Take your pick: ghosts, hauntings, apparitions, spirits, the wind, stray animals, fertile imaginations, wish fulfillment, mass hysteria, voice throwing, hallucinations, stowaways, time lapse—any and all of the above explanations may be true.
One thing does seem verifiable. The Hornet has been reborn from the hands of many midwives. Those involved with her want to preserve her past, to make sure future generations know her story. It’s taken incredible dedication to bring this about—from the Hornet foundation and its helpers, visible and invisible.

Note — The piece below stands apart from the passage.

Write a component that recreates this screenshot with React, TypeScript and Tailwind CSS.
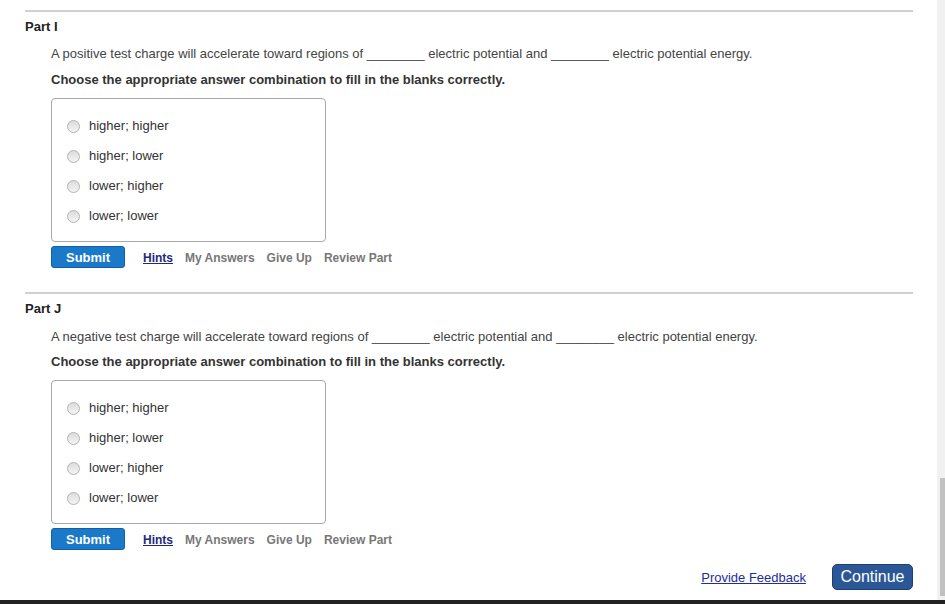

As for me, I have one more story to check out. It’s common knowledge that when the Hornet is at sea—and apparently this occurs in port, too—if you go to the stern of the ship at twilight, you’ll see a formation of planes following it, supposedly the Torpedo squadron, shot down at the battle of Midway. (They flew off the earlier Hornet—the one that sank.) Many former crew members have seen this formation, and they say you can still view it.
But it must be at twilight. Will you join me?